Lessons for ANC – Chikane

2012-03-17 17:21

Frank Chikane, a former Presidency director-general, said his latest book – on how former President Thabo Mbeki was removed from office – could help the ANC learn from its past mistakes.

The book – Eight Days in September: The removal of Thabo Mbeki – has set the political cat among the pigeons, with many ANC faithful questioning the timing of the release.

On some of the lessons for the party – which is going for an elective conference in December – Chikane said:

» We cannot conflate party and state. There are some members of the ANC who believe that they have the right to put and remove presidents.

» This is our government, not somebody else’s government and we need to make sure that we don’t collapse the two into one; and

» We are a new democracy, therefore I was not surprised in a way when people acted in ways that threatened the Constitution.

Chikane said the book – launched this week – was never meant to influence the ANC leadership succession.

The release was originally planned for last year but it was delayed because Chikane switched publishers three times following disagreements.

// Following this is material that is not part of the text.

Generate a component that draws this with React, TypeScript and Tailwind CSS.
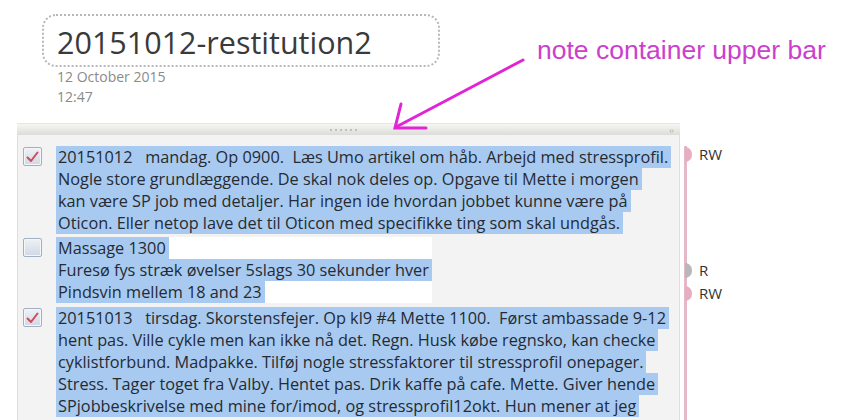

Chikane also denied that the book, in which he likened Mbeki’s removal to a “coup d’etat”, had the blessing of the former president.

“He (Mbeki) never saw the script, he saw the book like everybody else when it got published.”

ANC leaders and members that City Press spoke to this week said it was unlikely that the book would be read by most of the party’s ordinary branch members, but some conceded it could contribute to a shift in loyalties among the more prominent party faithful.

Tongues were wagging this week about who were among the more than 500 people attending the Johannesburg launch.

At least one businessman admitted he didn’t want to be seen associating with people opposing President Jacob Zuma.

None of the ANC’s officials were there, although treasurer-general Mathews Phosa was expected to attend.

Phosa told City Press he was not informed by ANC leaders about the invitation and he was abroad anyway, but said he did speak to Chikane earlier in the week.

Phosa said he believed Chikane, in his book, “was sharing what he perceived to be his own experience. If we (ANC leaders) differ, we will write a critique”.

Expelled ANC Youth League leader Julius Malema, secretary-general Sindiso Magaqa and spokesperson Magdalene Moonsamy attended the launch after requesting an invitation. Malema led calls for Mbeki’s removal as the country’s president in 2008.

Mbeki was also invited, but only his wife, Zanele, attended.

There were rumours thatshe didn’t want to sit near Malema in the front rows and initially made for the chairs in the back, but the publishers said she was late and was ushered to the front by Chikane’s wife, Kagiso.

Brothers Aziz and Essop Pahad and Alec Erwin, ministers in Mbeki’s cabinet attended the launches in Johannesburg and Cape Town. Former chief justice Pius Langa also came.

The presence of businessman Mikki Xayiya, who was appointed chief executive of Mvelaphanda after Tokyo Sexwale stepped down in 2009 to join Zuma’s cabinet, raised some eyebrows, as did Wiseman Nkuhlu, a former economic advisor to Mbeki and a premier candidate for Cope in the Eastern Cape in 2009.

ANC secretary-general Gwede Mantashe slammed Chikane in 2010 for publishing extracts of the book and said these could not be treated as the “gospel truth”.

Mantashe, who could not be reached for comment yesterday, told a fellow party member recently the book was “full of laments”.

Chikane said he agreed with ANC leaders two years ago that he had the right to write his story “in a responsible way”.

Chikane’s book is one of the fastest-selling books for Pan Macmillan South Africa this year, with its first print run of 7 000 already sold out.

Managing director Terry Morris said another 15 000 copies would be printed and distributed to shops by the end of the week.